The cruiser deployed Oct. 16 for what’s known
as the U.S. 5th and 6th Fleet areas of operation.
“Monterey will leave on a previously unscheduled
deployment to the 5th and 6th Fleet areas to conduct maritime security operations,” Lt. Cmdr. Courtney Hillson previously told Navy Times. “This deployment will allow the Hawaii-based destroyer O’Kane to deploy to 7th Fleet to provide more (ballistic missile defense)-capable ships in the region.”
Two destroyers home-ported in Japan, the USS Fitzgerald and USS John S. McCain, were seriously damaged in collisions with merchant ships in waters off the coasts of Japan and Singapore in June and
August, “and will likely be nonoperational for a period of at least several months, and perhaps a year or more, until repairs on the ships are completed,” the Congressional Research Service said in an Oct. 13 report.
The Navy’s cruisers and destroyers are called Aegis ships because they are equipped with the Aegis Combat System — an integrated collection of sensors and weapons systems that can simultaneously attack land targets, submarines and surface ships while also protecting the fleet from incoming threats.
Some Aegis ships can conduct ballistic missile defense with changes to the system’s computers and software, and by integrating the SPY-1 radar, MK 41
Vertical Launching System and SM-3 missiles.

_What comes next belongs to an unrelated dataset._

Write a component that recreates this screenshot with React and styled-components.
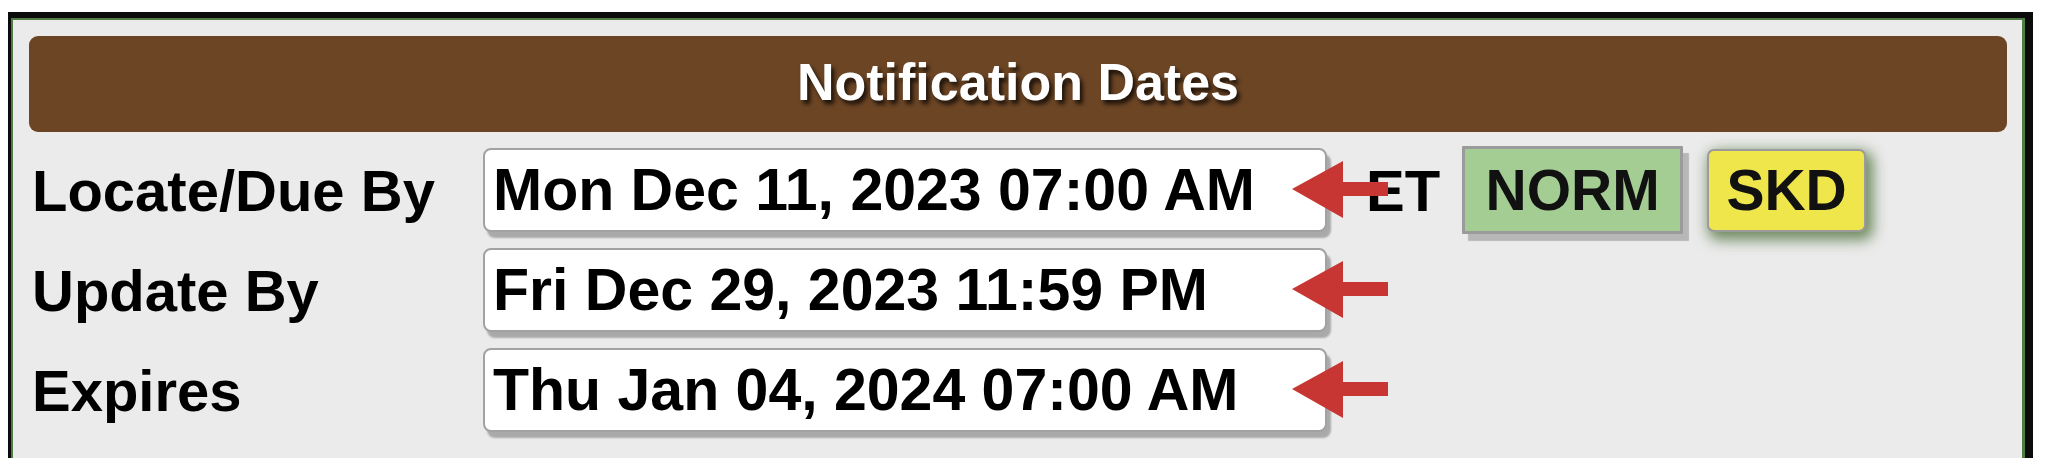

The Navy has 33 ballistic missile defense ships, including five cruisers and
28 destroyers, with 17 of those ships in the Pacific, according to the U.S. Missile Defense Agency.
In 2011 the O’Kane,
located west of Hawaii,
fired an SM-3 Block IA
missile that successfully
intercepted a mock enemy intermediate-range ballistic missile launched from
Kwajalein Atoll 11 minutes earlier.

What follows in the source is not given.